Some never bothered to invest in a timer. Not out of any wisdom knowing that you cannot put such confinements on these things; that grief does not come in a neat and simple package. Simply out of a complete lack of care or understanding that their inaction might be hurtful, causing additional sadness. Unfortunately, these people do exist. People you expected, or hoped, to have an inkling of care, to respond to one of your many attempts of reaching out. The people who are unlikely to be reading this. It is difficult, but these people do not deserve the little energy you have.

Some set it short, with a hint of well-meaning intention, but their effort pretty bare. They are just too ‘busy’ with matters of consequence. These are not true friends. These are selfish people. People who would like to believe otherwise, would like to believe they have been there for you, but really just lacking in the essential human traits of compassion and empathy. People who would rather invest the energy into themselves, into happier things, because it is just too hard to be around you, to face your pain.

Some have the best intentions of setting it for longer, but after a period of time find the ticking to be a bit of a nuisance. They are there for you, but so desperately want you to hurry up and be happy again. These people force the dial towards its goal, holding steadfast until they hear the ding. The magical sound that indicates relief, that it is ok to move on. We are welcome to join them, but they are willing to leave us behind.
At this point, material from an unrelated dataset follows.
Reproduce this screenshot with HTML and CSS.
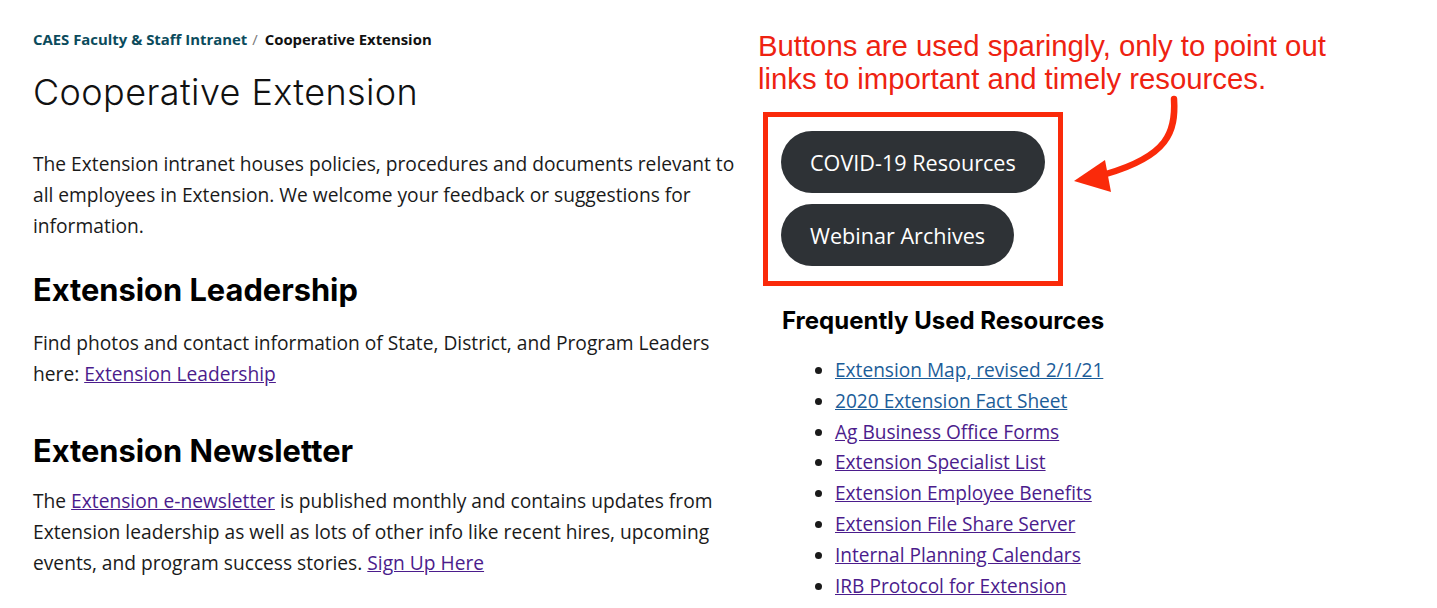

Some people get that it will continue to tick for a long time. They know that a sad, terrible thing has happened to your family. They feel for your loss. They will always think about your child. But, sadly, for the most part they will move on, and we will understand. Life does continue on, but we know they will always be there at arm’s length should we need them. These people will always help you to keep your child alive through memory, willing to sit with your tears and a good cup of tea. These are not selfish people. Keep these ones around. They have the best of intentions. They are not too busy for you. They will never forget and will not hesitate to mention your child’s name. They do care.

Then there are those who know there is no need for a timer. They know that time will pass, but that it will not heal you. They will always be there, selflessly and without hesitation. You never need to ask, they just know. They actively reach out and help you to remember your child. They understand this is you now and they are okay with that. They do not expect you to ever be the old you again. After all, you are different, and you are a pretty amazing parent to a special little child. These people love you for who you are now and who you were then. They were there for you before your child died. It is understood that they are needed more than ever, that your vulnerable heart needs protecting. They understand the gravity of your loss. They recognize that you are a bereaved parent who is sad because you love, and that you love because you are human. You and your child live in the hearts of these people. Cherish them.
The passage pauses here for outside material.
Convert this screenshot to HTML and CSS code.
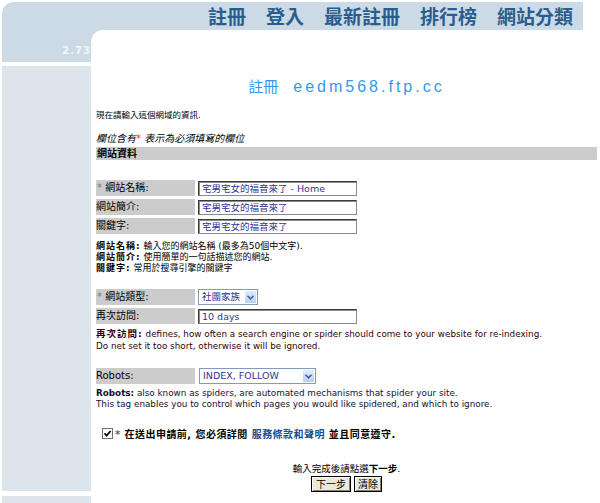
FILE: index.html
```html
<!DOCTYPE html>
<html lang="zh-Hant">
<head>
<meta charset="utf-8">
<title>註冊 eedm568.ftp.cc</title>
<link rel="stylesheet" href="styles.css">
</head>
<body>
<div class="page">
  <header class="topbar">
    <nav class="nav">
      <a href="#">註冊</a>
      <a href="#">登入</a>
      <a href="#">最新註冊</a>
      <a href="#">排行榜</a>
      <a href="#">網站分類</a>
    </nav>
  </header>
  <div class="layout">
    <aside class="side">
      <div class="ver">2.73</div>
      <div class="side-panel"></div>
      <div class="side-panel2"></div>
    </aside>
    <main class="main">
      <h1 class="title"><span class="t-cjk">註冊</span><span class="t-dom">eedm568.ftp.cc</span></h1>
      <p class="intro">現在請輸入這個網域的資訊.</p>
      <p class="note"><i>欄位含有</i><span class="req">*</span><i> 表示為必須填寫的欄位</i></p>
      <div class="bar">網站資料</div>

      <div class="form g1">
        <div class="lbl"><span class="star">*</span> 網站名稱:</div>
        <div class="field"><input class="txt" type="text" value="宅男宅女的福音來了 - Home"></div>
        <div class="lbl">網站簡介:</div>
        <div class="field"><input class="txt" type="text" value="宅男宅女的福音來了"></div>
        <div class="lbl">關鍵字:</div>
        <div class="field"><input class="txt" type="text" value="宅男宅女的福音來了"></div>
      </div>
      <div class="desc d1">
        <div><b>網站名稱:</b> 輸入您的網站名稱 (最多為50個中文字).</div>
        <div><b>網站簡介:</b> 使用簡單的一句話描述您的網站.</div>
        <div><b>關鍵字:</b> 常用於搜尋引擎的關鍵字</div>
      </div>

      <div class="form g2">
        <div class="lbl"><span class="star">*</span> 網站類型:</div>
        <div class="field">
          <div class="select s-type"><span class="sel-text">社團家族</span><span class="arrow"><svg width="9" height="7" viewBox="0 0 9 7"><path d="M1.5 1.8 L4.5 4.8 L7.5 1.8" fill="none" stroke="#4d6185" stroke-width="1.6"/></svg></span></div>
        </div>
        <div class="lbl">再次訪問:</div>
        <div class="field"><input class="txt" type="text" value="10 days"></div>
      </div>
      <div class="desc en d2">
        <div><b class="k">再次訪問:</b> defines, how often a search engine or spider should come to your website for re-indexing.</div>
        <div>Do net set it too short, otherwise it will be ignored.</div>
      </div>

      <div class="form g3">
        <div class="lbl">Robots:</div>
        <div class="field">
          <div class="select s-robots"><span class="sel-text">INDEX, FOLLOW</span><span class="arrow"><svg width="9" height="7" viewBox="0 0 9 7"><path d="M1.5 1.8 L4.5 4.8 L7.5 1.8" fill="none" stroke="#4d6185" stroke-width="1.6"/></svg></span></div>
        </div>
      </div>
      <div class="desc en d3">
        <div><b>Robots:</b> also known as spiders, are automated mechanisms that spider your site.</div>
        <div>This tag enables you to control which pages you would like spidered, and which to ignore.</div>
      </div>

      <div class="agree">
        <svg class="cb" width="11" height="11" viewBox="0 0 11 11"><rect x="0.5" y="0.5" width="10" height="10" fill="#fff" stroke="#707070"/><path d="M2.5 5.2 L4.6 7.6 L8.6 3" fill="none" stroke="#000" stroke-width="1.7"/></svg>
        <span class="agree-text"><span class="star2">*</span> 在送出申請前, 您必須詳閱 <a href="#">服務條款和聲明</a> 並且同意遵守.</span>
      </div>

      <p class="next">輸入完成後請點選<b>下一步</b>.</p>
      <div class="btns">
        <button class="btn b-next" type="button">下一步</button>
        <button class="btn b-clear" type="button">清除</button>
      </div>
    </main>
  </div>
</div>
</body>
</html>
```

FILE: styles.css
```css
html, body {
  margin: 0;
  padding: 0;
  overflow: hidden;
  background: #fff;
}
body {
  font-family: "DejaVu Sans", "Noto Sans CJK TC", sans-serif;
  color: #000;
}
.page {
  padding: 2px 0 0 2px;
  height: 501px;
}
.topbar {
  width: 581px;
  height: 28px;
  background: #ccdae6;
  border-top-left-radius: 12px;
  display: flex;
  justify-content: flex-end;
  align-items: center;
}
.nav {
  display: flex;
  gap: 20px;
  padding-right: 10px;
}
.nav a {
  font-family: "Noto Sans CJK TC", sans-serif;
  font-size: 19px;
  font-weight: 700;
  line-height: 28px;
  color: #2a5d8f;
  text-decoration: none;
}
.layout {
  display: flex;
  background: linear-gradient(#ccdae6, #ccdae6) no-repeat 0 0 / 110px 16px;
}
.side {
  width: 89px;
  flex: none;
}
.ver {
  height: 32px;
  box-sizing: border-box;
  padding: 16px 0 0 0;
  background: #ccdae6;
  text-align: right;
  font: bold 10px/10px "DejaVu Sans", sans-serif;
  letter-spacing: 1px;
  color: #f2f6fa;
}
.side-panel {
  margin-top: 4px;
  height: 425px;
  background: #dce4ec;
}
.side-panel2 {
  margin-top: 5px;
  height: 20px;
  background: #dce4ec;
}
.main {
  flex: 1;
  min-width: 0;
  background: #fff;
  border-top-left-radius: 12px;
  padding: 46px 3px 0 5px;
}
.title {
  margin: 0;
  height: 20px;
  line-height: 20px;
  display: flex;
  justify-content: center;
  align-items: baseline;
  font-weight: normal;
  color: #3399ee;
}
.t-cjk {
  font-family: "Noto Sans CJK TC", sans-serif;
  font-size: 15px;
  margin-right: 15px;
}
.t-dom {
  font-family: "Liberation Sans", sans-serif;
  font-size: 16px;
  letter-spacing: 3px;
}
.intro {
  margin: 13px 0 0;
  font-size: 8.5px;
  line-height: 12px;
}
.note {
  margin: 12px 0 0;
  font-size: 10px;
  line-height: 12px;
}
.req {
  color: #ff3333;
}
.bar {
  margin-top: 2px;
  height: 13px;
  line-height: 13px;
  background: #cccccc;
  font-size: 10px;
  font-weight: bold;
  padding-left: 1px;
}
.form {
  display: grid;
  grid-template-columns: 99px auto;
  column-gap: 3px;
  row-gap: 3px;
  justify-content: start;
}
.g1 { margin-top: 20px; }
.g2 { margin-top: 15px; }
.g3 { margin-top: 16px; }
.lbl {
  height: 16px;
  line-height: 16px;
  background: #cccccc;
  font-size: 10px;
  white-space: nowrap;
}
.star {
  color: #777;
  padding-left: 1px;
}
.field {
  display: flex;
  align-items: center;
}
.txt {
  width: 159px;
  height: 15px;
  box-sizing: border-box;
  margin: 0;
  padding: 0 0 0 3px;
  border: 1px solid #3a3a3a;
  border-right-color: #8a8a8a;
  border-bottom-color: #8a8a8a;
  box-shadow: inset 1px 1px 0 #8a8a8a;
  font-family: "DejaVu Sans", "Noto Sans CJK TC", sans-serif;
  font-size: 9.5px;
  color: #333399;
  background: #fff;
  outline: none;
}
.select {
  display: flex;
  align-items: center;
  height: 16px;
  box-sizing: border-box;
  border: 1px solid #7f9db9;
  background: #fff;
  font-size: 9.5px;
  color: #333399;
  padding-left: 3px;
}
.s-type { width: 60px; }
.s-robots { width: 117px; margin-left: 1px; }
.sel-text {
  white-space: nowrap;
  line-height: 14px;
}
.arrow {
  margin-left: auto;
  width: 13px;
  height: 14px;
  box-sizing: border-box;
  border: 1px solid #fff;
  background: linear-gradient(#e2ebfe, #b9cff9);
  display: flex;
  align-items: center;
  justify-content: center;
}
.desc {
  font-size: 9px;
  line-height: 11px;
}
.desc b {
  letter-spacing: 1px;
}
.d1 { margin-top: 7px; }
.en {
  font-size: 8.8px;
}
.en b.k {
  font-size: 9.5px;
}
.d2 {
  margin-top: 4px;
  line-height: 12px;
  color: #330000;
}
.d3 {
  margin-top: 4px;
  line-height: 10.5px;
  color: #111133;
}
.d3 b { letter-spacing: 0; }
.agree {
  margin-top: 17px;
  padding-left: 6px;
  display: flex;
  align-items: center;
  height: 14px;
}
.cb {
  flex: none;
  margin-right: 2px;
}
.agree-text {
  font-size: 10px;
  font-weight: bold;
  letter-spacing: 0.45px;
  white-space: nowrap;
}
.star2 {
  color: #666;
}
.agree-text a {
  color: #1a4d8c;
  text-decoration: none;
}
.next {
  margin: 23px 0 0;
  text-align: center;
  font-size: 9.5px;
  line-height: 12px;
}
.btns {
  display: flex;
  justify-content: center;
  gap: 3px;
  margin-top: 1px;
}
.btn {
  height: 16px;
  padding: 0;
  margin: 0;
  border: 1px solid #000;
  box-shadow: inset 1px 1px 0 #fff, inset -1px -1px 0 #808080;
  background: #ece9d8;
  font-family: "Noto Sans CJK TC", sans-serif;
  font-size: 10px;
  line-height: 14px;
  color: #000;
}
.b-next { width: 40px; }
.b-clear { width: 28px; }
```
There are expectations for the bereaved, but we have expectations too. We expect that others will give us the time and space we need to grieve the death of our child. We expect the grace to allow our sadness to simply be, and a faith – a patience – that does not dwindle with time. We expect that our family and friends will be there for us and that their words, or lack thereof, will not cause additional sadness.

We do not expect anyone to truly understand how we are feeling. We do not expect to be told how to grieve or for how long it should last. We do not expect to be told what we should or should not be doing, or how we should or should not feel. We do not have our children physically with us, let us have our grief.
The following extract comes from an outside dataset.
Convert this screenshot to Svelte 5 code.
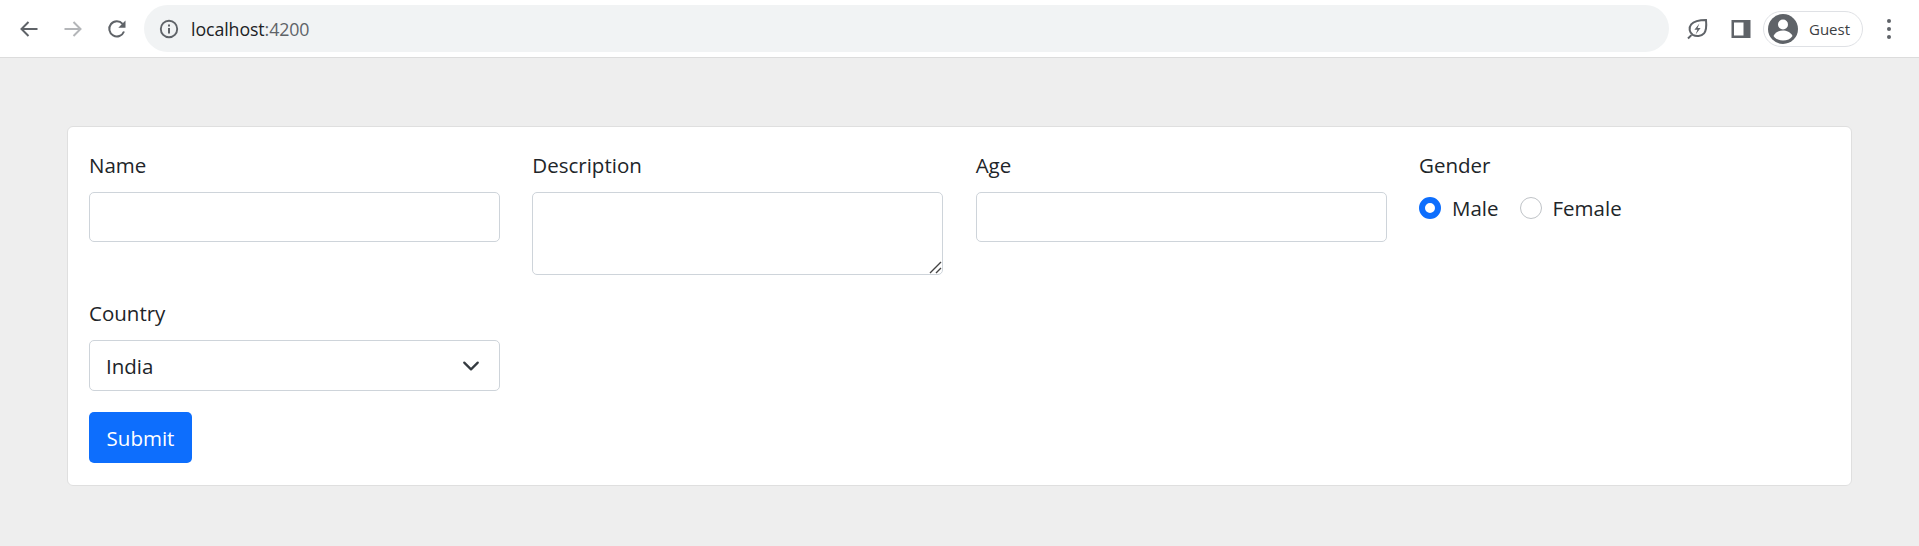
<script>
	let gender = 'male';
	let country = 'India';
	const countries = ['India', 'USA', 'UK'];
</script>

<div class="toolbar">
	<button class="nav" aria-label="Back">
		<svg width="24" height="24" viewBox="0 0 24 24"><path d="M20.500 12H5M11.500 5l-7 7 7 7" fill="none" stroke="#5f6368" stroke-width="2" /></svg>
	</button>
	<button class="nav" aria-label="Forward">
		<svg width="24" height="24" viewBox="0 0 24 24"><path d="M3.500 12H19M12.500 5l7 7-7 7" fill="none" stroke="#b4b6b9" stroke-width="2" /></svg>
	</button>
	<button class="nav" aria-label="Reload">
		<svg width="24" height="24" viewBox="0 0 24 24"><path d="M19 14.500A7.600 7.600 0 1 1 17.600 6.800" fill="none" stroke="#5f6368" stroke-width="2" /><path d="M20.500 3.500v7.200h-7.200z" fill="#5f6368" /></svg>
	</button>
	<div class="omnibox">
		<svg width="20" height="20" viewBox="0 0 20 20"><circle cx="10" cy="10" r="8.200" fill="none" stroke="#5f6368" stroke-width="1.900" /><path d="M9 9h2v5.400H9zM9 5.600h2v2H9z" fill="#5f6368" /></svg>
		<span class="url">localhost<span class="port">:4200</span></span>
	</div>
	<button class="nav" aria-label="Energy saver">
		<svg width="24" height="24" viewBox="0 0 24 24"><path d="M3 21.500l3.400-3.400M21 3c.6 5.800.4 10.500-2 13.400-2.800 3.200-7.800 3.400-11.200 1.400C4.400 15.600 3.400 10.800 6.200 7.400 9.400 3.600 15.800 3 21 3z" fill="none" stroke="#5f6368" stroke-width="2" /><path d="M14.400 6.400l-5 6.400h3l-1.800 4.600 5-6.400h-3z" fill="#5f6368" /></svg>
	</button>
	<button class="nav" aria-label="Side panel">
		<svg width="20" height="20" viewBox="0 0 20 20"><path d="M0.500 1h19v18h-19z M3 3.500v13h9.500v-13z" fill="#5f6368" fill-rule="evenodd" /></svg>
	</button>
	<div class="profile">
		<svg width="30" height="30" viewBox="0 0 30 30"><circle cx="15" cy="15" r="15" fill="#5f6368" /><circle cx="15" cy="10.500" r="5" fill="#fff" /><path d="M5.500 22c2-4 6-5.500 9.500-5.500s7.500 1.500 9.500 5.500c-2 3-5.500 4.500-9.500 4.500S7.500 25 5.500 22z" fill="#fff" /></svg>
		<span>Guest</span>
	</div>
	<div class="menu" aria-label="Menu"><i></i><i></i><i></i></div>
</div>

<main>
	<form class="card">
		<div class="row">
			<div class="field">
				<label for="name">Name</label>
				<input id="name" type="text" />
			</div>
			<div class="field">
				<label for="description">Description</label>
				<textarea id="description"></textarea>
			</div>
			<div class="field">
				<label for="age">Age</label>
				<input id="age" type="text" />
			</div>
			<div class="field">
				<span class="label">Gender</span>
				<div class="radios">
					<label class="radio"><input type="radio" bind:group={gender} value="male" />Male</label>
					<label class="radio"><input type="radio" bind:group={gender} value="female" />Female</label>
				</div>
			</div>
		</div>
		<div class="row second">
			<div class="field">
				<label for="country">Country</label>
				<select id="country" bind:value={country}>
					{#each countries as c}
						<option value={c}>{c}</option>
					{/each}
				</select>
			</div>
		</div>
		<button type="button" class="submit">Submit</button>
	</form>
</main>

<style>
	:global(body) {
		background: #eeeeee;
		font-family: 'Open Sans', 'Noto Sans', sans-serif;
		color: #212529;
	}

	.toolbar {
		display: flex;
		align-items: center;
		height: 58px;
		box-sizing: border-box;
		padding: 0 28px 0 7px;
		background: #fff;
		border-bottom: 1px solid #dcdcdc;
		margin-bottom: 68px;
	}

	.nav {
		display: flex;
		align-items: center;
		justify-content: center;
		width: 44px;
		height: 44px;
		padding: 0;
		border: 0;
		background: none;
	}

	.omnibox {
		display: flex;
		align-items: center;
		gap: 12px;
		flex: 1;
		height: 47px;
		margin: 0 6px 0 5px;
		padding-left: 15px;
		background: #f1f3f4;
		border-radius: 24px;
	}

	.url {
		font-size: 17.800px;
		letter-spacing: -0.100px;
		color: #202124;
	}

	.port {
		color: #5f6368;
	}

	.profile {
		display: flex;
		align-items: center;
		gap: 11px;
		width: 100px;
		height: 36px;
		box-sizing: border-box;
		padding-left: 4px;
		border: 1px solid #dfe1e5;
		border-radius: 18px;
		font-size: 15px;
		color: #3c4043;
	}

	.menu {
		display: flex;
		flex-direction: column;
		align-items: center;
		gap: 4px;
		margin-left: 24px;
	}

	.menu i {
		width: 4px;
		height: 4px;
		border-radius: 50%;
		background: #5f6368;
	}

	main {
		padding: 0 67px;
	}

	.card {
		box-sizing: border-box;
		height: 360px;
		padding: 24px 21px 21px;
		background: #fff;
		border: 1px solid #dfdfdf;
		border-radius: 6px;
	}

	.row {
		display: grid;
		grid-template-columns: repeat(4, 411px);
		column-gap: 32.330px;
	}

	.second {
		margin-top: 24px;
	}

	.field {
		display: flex;
		flex-direction: column;
		align-items: stretch;
	}

	.field > label,
	.label {
		font-size: 20.500px;
		line-height: 28px;
		margin-bottom: 13px;
	}

	input[type='text'],
	textarea,
	select {
		box-sizing: border-box;
		width: 100%;
		height: 50px;
		margin: 0;
		padding: 7px 16px;
		font: inherit;
		font-size: 20.500px;
		color: #212529;
		background-color: #fff;
		border: 1px solid #ced4da;
		border-radius: 5px;
		outline: none;
	}

	textarea {
		display: block;
		height: 83px;
		resize: vertical;
	}

	textarea::-webkit-resizer {
		background: url("data:image/svg+xml,%3csvg xmlns='http://www.w3.org/2000/svg' viewBox='0 0 15 15'%3e%3cpath fill='none' stroke='%23444' stroke-width='1.400' d='M3 14L14 3M9 14l5-5'/%3e%3c/svg%3e") no-repeat;
	}

	select {
		height: 51px;
		appearance: none;
		background-image: url("data:image/svg+xml,%3csvg xmlns='http://www.w3.org/2000/svg' viewBox='0 0 16 16'%3e%3cpath fill='none' stroke='%23343a40' stroke-linecap='round' stroke-linejoin='round' stroke-width='2' d='M2 5l6 6 6-6'/%3e%3c/svg%3e");
		background-repeat: no-repeat;
		background-position: right 19px center;
		background-size: 18px 18px;
	}

	.radios {
		display: flex;
		align-items: center;
		gap: 21px;
		height: 34px;
		margin-top: -1px;
	}

	.radio {
		display: flex;
		align-items: center;
		gap: 11px;
		font-size: 20.500px;
	}

	.radio input {
		appearance: none;
		box-sizing: border-box;
		width: 22px;
		height: 22px;
		margin: 0;
		background: #fff;
		border: 1px solid #bfc3c7;
		border-radius: 50%;
	}

	.radio input:checked {
		background: #fff;
		border: 6px solid #0d6efd;
	}

	.submit {
		display: block;
		width: 103px;
		height: 51px;
		margin-top: 21px;
		padding: 0;
		font: inherit;
		font-size: 20.500px;
		color: #fff;
		background: #0d6efd;
		border: 0;
		border-radius: 5px;
	}
</style>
People will move on. They will think about your child in some way, but life will carry on for them sooner than it will for you. A sad reality that we are learning. We hope that these people will want to carry the memory of our children with us. Some will, some will not, some simply do not realize how much it means to you. It saddens us, but somehow we have to learn to let go of the relationships that whither, and hold onto those that flourish.

Grief is love. It is a precious time to spend with the person who has died, in ways we had not anticipated. It is not easy, but it is time. I refuse to have my grief, my love for my son, moulded by the expectations of those around me.


4 thoughts on “expectations

  1. Gretchen April 23, 2015 / 11:58 am

    Wow, Robyn. This is so true and so painful to come to terms with, when it involves changes in relationships, and some support structures that disappoint and even fail. You are absolutely right not to be deterred in your very personal grief process. It is your love and your grief, for your dear son Owen, after all. It is you who must live with his absence every day.

    “Some set it short, with a hint of well-meaning intention, but their effort pretty bare. They are just too ‘busy’ with matters of consequence. These are not true friends. These are selfish people. People who would like to believe otherwise, would like to believe they have been there for you, but really just lacking in the essential human traits of compassion and empathy. People who would rather invest the energy into themselves, into happier things, because it is just too hard to be around you, to face your pain.”

    Let the selfish fall away on their own. They will, and while it’s painful, it is a necessary and eye-opening experience.

    I may link to this post from my blog, if you’re okay with that?


    • robynedmondson April 23, 2015 / 1:36 pm

      It is difficult to understand, to accept, but a reality we know we will continue to be faced with. We have been told to put the effort into sustaining the relationships with people who actively return the care. If only I could remind myself to focus on the positives when I am feeling down. Hopefully time will allow me to realign priorities with our friendships.

      You are always welcome to share. ❤


  2. sheri777 April 25, 2015 / 11:40 am

    Reblogged this on Dealing with My Grief and commented:
    I love this post, it is so true, all that are grieving feel this way and it is so hard to put into uncomplicated and understanding terms but Owens mom did right here. I remember 3 distinct moments in our 1rst year of grieving our beautiful girl. The 1rst was only 6 weeks or so after and the person a very close relative said “so, are you over all this Lily thing?” What!? Our minds were baffled. Another was 3 months after Lily died, a friend (not anymore) said ‘you’re not getting all sad again are you’ like what was my problem! and the other was 6 months after, another close relative, commented that my husband and I were angry and it didn’t have to be that way, really I thought? Yes- we were angry, very angry! still are at times, it was as if that person had/has no idea what grief or the stages of grief are. Now looking back I am blown away that anyone would assume grief has an ending especially, under one year. Because now, 3 years later, though my waves of grief are much fewer they are no less intense when I get taken under by one.